South African gold mines exploiting narrow tabular reefs face high mining costs, making many of them marginal. The associated mineral resource royalty costs significantly influence the conversion of Mineral Resources to Mineral Reserves when applying an economic cut-off grade (Lomberg and Rupprecht, 2017). Mining companies reviewed during this research project do not appear to take the profitability aspect of the mineral resource royalty formula into account when determining the cut-off grade. Understanding the profitability ratio in mineral resource royalty and income tax rates, derived from the gold formula, is essential in order to mitigate the costs associated with the mineral resource royalty when optimizing the cut-off grade.

 

Objective

Mining companies calculate a cut-off grade to determine the portion of the mineral deposit that can be mined economically. This cut-off grade considers the forecast price of the commodity, the expected mine recovery factor (MRF), the cost to mine the ore and extract the commodity, and the fixed costs for the mine. Using the planned extraction rate, expected recovery factor, total mineral extraction and sales costs, the variable element in break-even grade calculation becomes the in-situ grade of the product.

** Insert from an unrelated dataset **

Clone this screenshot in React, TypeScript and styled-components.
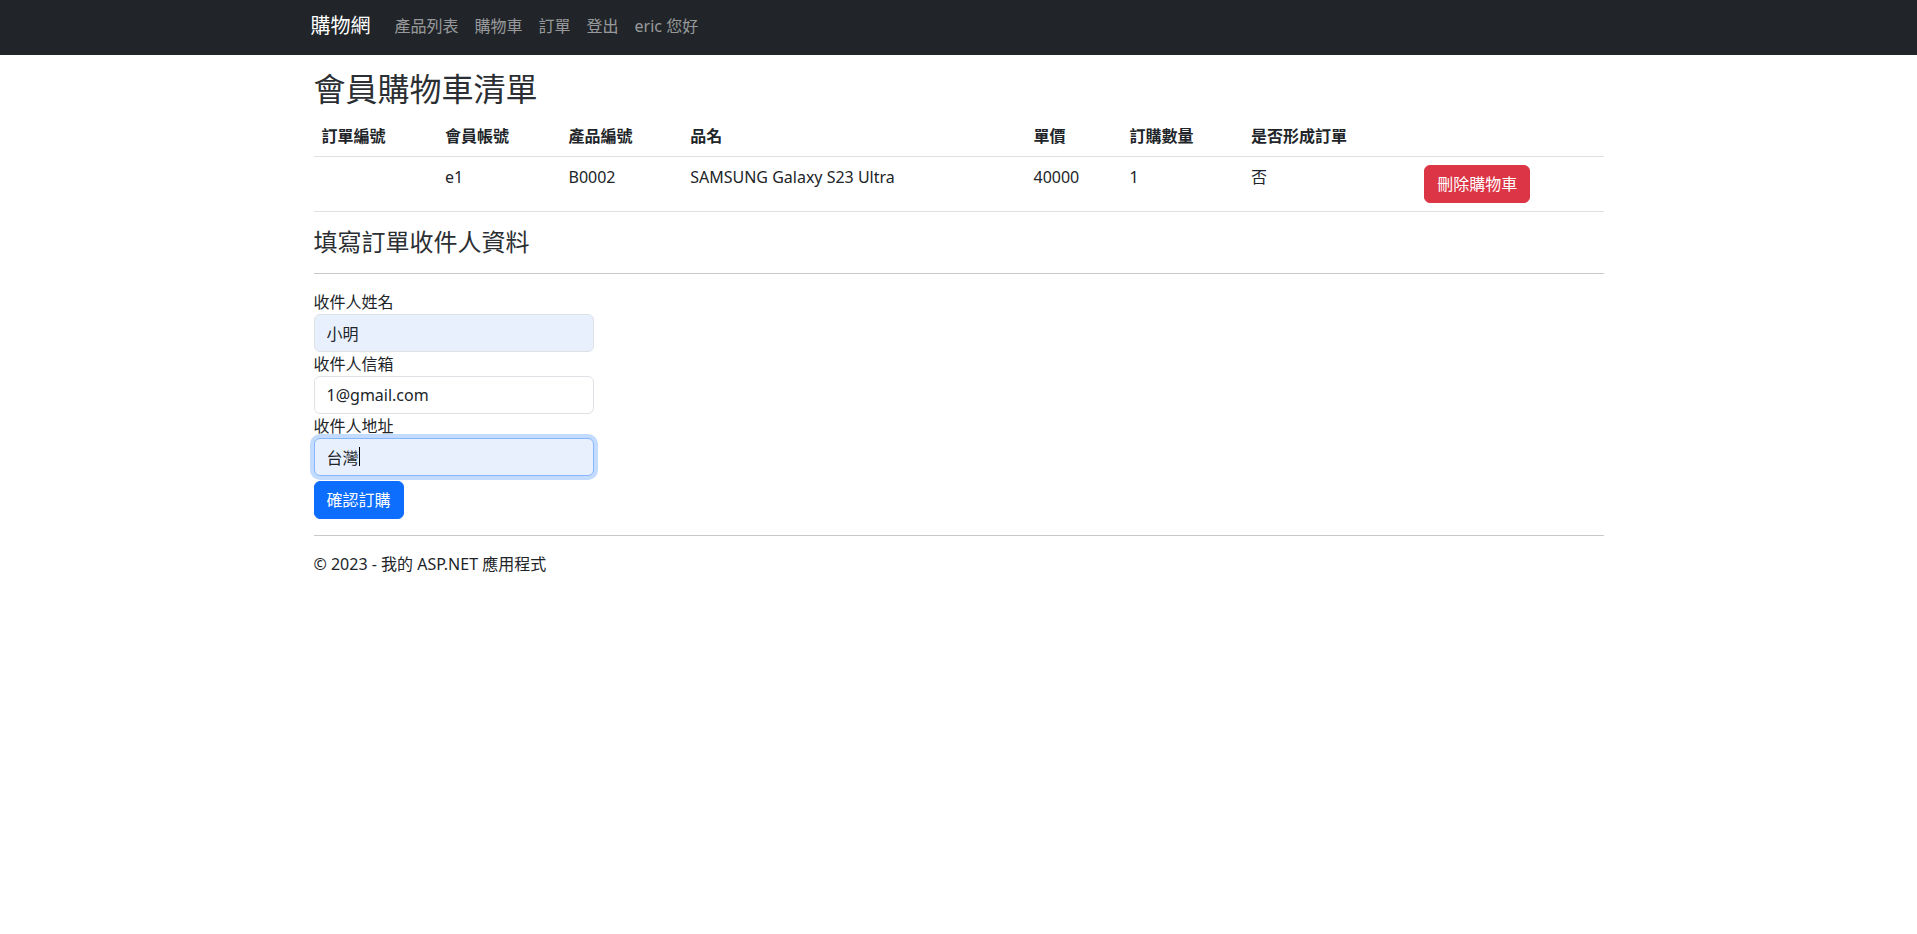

A block will be mined profitably if the grade is higher than the break-even grade.

Mining companies can approach the question of how to consider the mineral resource royalty costs for determining the cutoff grade in six possible ways.

➤ Ignore the implications and continue calculating the cut-off grade in the way it was done before the introduction of the tax

➤ Use the minimum rate (0.5% of total revenue)

➤ Estimate the expected rate that will be applied by looking at historical rates

➤ Estimate the expected rate by modelling the optimized cash flow based on the break-even grade, and then determine the expected rate and use that as an additional cost for break-even grade calculations

➤ Assume that the highest rate will be applied, depending on whether the mine is refining gold (rate of 5%) or selling gold production in an unrefined state (rate of 7%)

➤ Use a profitability optimization model, which applies a variable rate depending on the profitability, and determine if there is a higher profit to be made even if the profitability rate is lower.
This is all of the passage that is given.